Here’s a creative way to help young children understand the difference between addition and subtraction. As I work on math with children in the primary grades, I have observed that while they often have an intuitive grasp of simple mathematics, they don’t connect their understanding to abstract symbols. For example, a child will definitely understand that if his best friend moves away, he has lost one friend. If, however, he sees the math problem 2-1=1, it has no meaning whatsoever.
I try to help children draw a bridge between their innate sense of math gained from real world experiences and math symbols, while also keeping them engaged and focused on the lesson. One powerful way to help focus a young child on the task is by engaging him in a storytelling process. Here’s what I did the other day with an antsy first grader.
Materials: A dry erase board, a range of colorful markers, and some kind of fun manipulatives. I have a set of colorful rubber dinosaurs and another set of cardboard ladybugs.
Activity: I lay my two-foot long dry erase board on the floor and drew a line across the middle of it. I asked the child to draw a dinosaur’s house on the top half of the board. Then I asked him to draw a park on the lower half.
To model what I wanted, I told the first story:
I placed two dinosaurs in the house and put about ten in park. I told the child that the two dinosaurs in the house were getting ready for a big party. They were going to invite some dinosaurs from the park to have supper with them. I asked the boy to move some of the dinosaurs up from the park to the house. He moved about six up to the house. Then I took another dry erase board and asked him to write down the number of the dinos that had been in the house first. He wrote down two. I then asked if he knew what symbol we would use to show that more dinos came to the house. He couldn’t remember, so I drew a plus sign, a minus sign and an equal sign. He then chose the correct symbol. I said, “This plus sign means more dinos came over to the party.” When I asked him to tell me how many dinos there were at the party after six more showed up, he counted all the dinos and told me the correct answer of eight. So I said, “If you have two dinos and six more show up, then the total number of dinos equals eight.” He nodded.
I then continued the story by saying some of the dinos were getting tired and so three of them went back to the park to take a nap.
We then associated each part of the story to the numbers and symbols he used to write an accompanying math sentence. He continually struggled to remember which math symbol stood for plus and which stood for minus.

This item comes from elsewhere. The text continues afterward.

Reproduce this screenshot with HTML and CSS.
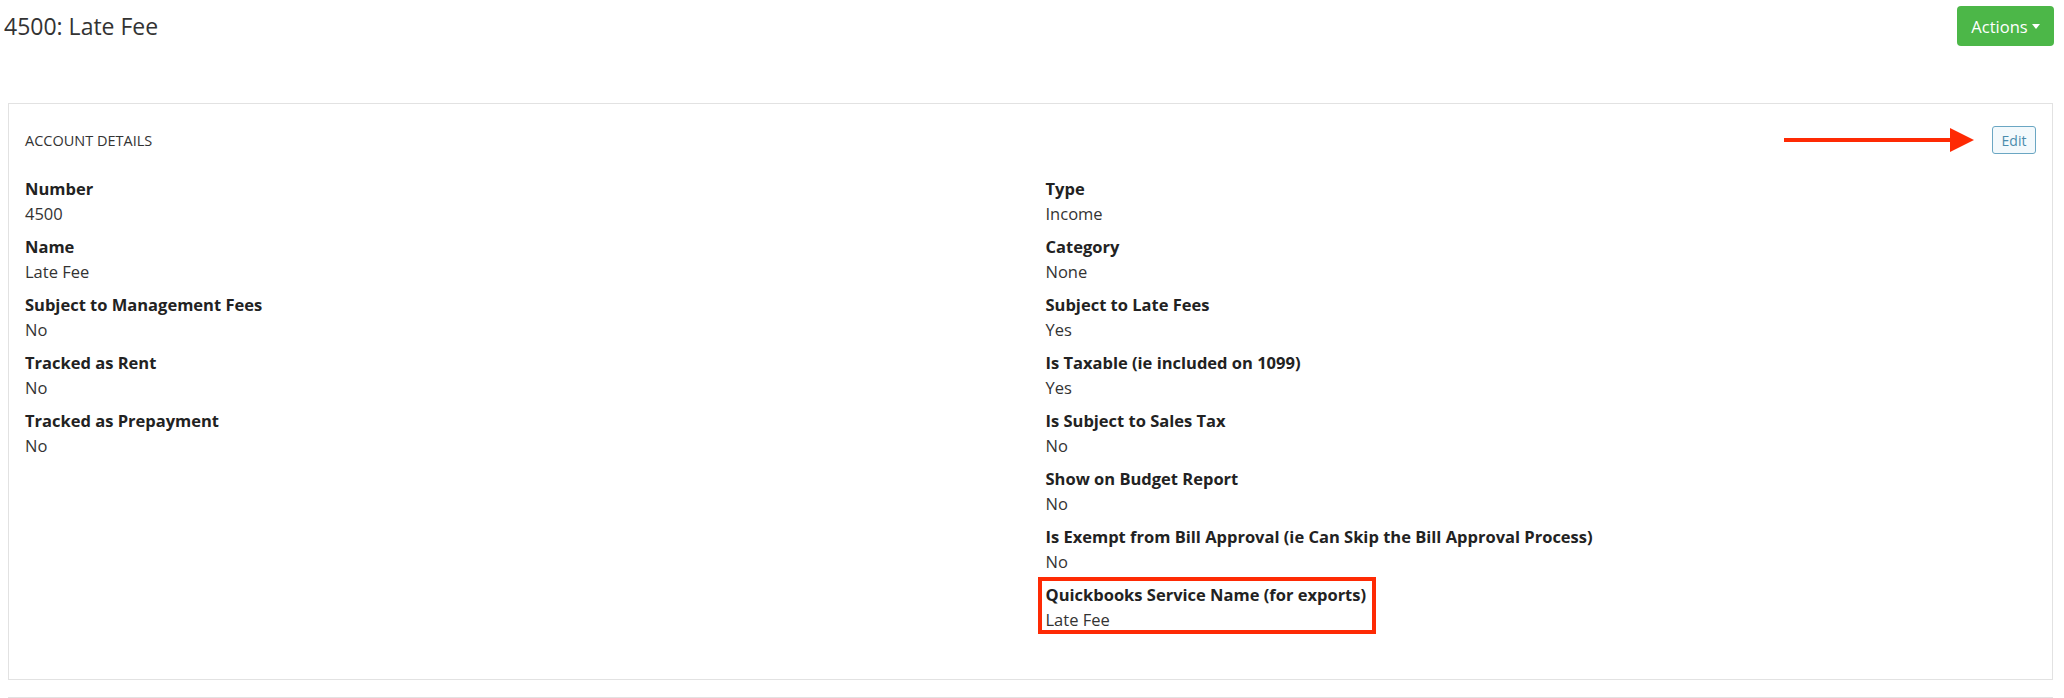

After modeling a few more “chapters” of the dino party story, I asked the student to be the storyteller. I told him, “You tell me a story that has to do with dinos coming and going, and help me write the math sentences for it.”
That put him in charge, and then the real fun (and probably deeper learning) began.
At first, he couldn’t think of any ideas. So I said, “Well what if the house was haunted?” That unleashed his creative flow. He said, “Seven dinos walked up to the house and they went inside. They wanted to see what was inside.”
I asked, “Was the house empty before they got there?”
When he said yes, I asked, “What number lets us know that no one is there?” He thought for a while and then wrote down a zero.
I asked, “So if six dinos came up from the park, then how would we write that. He put his two fingers together to form a cross and asked, “Is this plus?”. When I affirmed that it was, he wrote it down. When I asked, “So how many dinos showed up at the house?” he wrote down 6. When I asked, “How many dinos altogether,” he understood there were six…although he wasn’t sure how to write the equals symbol.
Then he said, “A ghost jumped out and said boo! Then two dinos got scared and ran back to the park.”
When I asked him to write what he’d just described in a math sentence, he still looked confused. So I broke it down again for him with questions.
1) How many were at the house before the ghost jumped out? He wrote down 6.
2) What’s the symbol you use when dinos leave? He wrote down a minus sign.
3) How many dinos left? He wrote 2.
4) So then how many dinos were still at the house? He said 4.
5) So what’s the symbol you use to show that if you have 6 dinos and 2 leave that 4 are still left? He wrote down the equals sign.
Then he happily made up several more sentences. Here’s one example of what he said. “The two dinos that ran back to the park told the other dinos about the ghost. Then five dinos wanted to see the ghost. They went to the house.”
We stopped to write that part of the story as a math sentence. He continued, “Then a witch came out and said boo! Eight dinos ran away!” He was laughing with delight!
While he was having fun creating stories, he was also slowly infusing the meaning of his stories into what he formerly viewed as meaningless math symbols.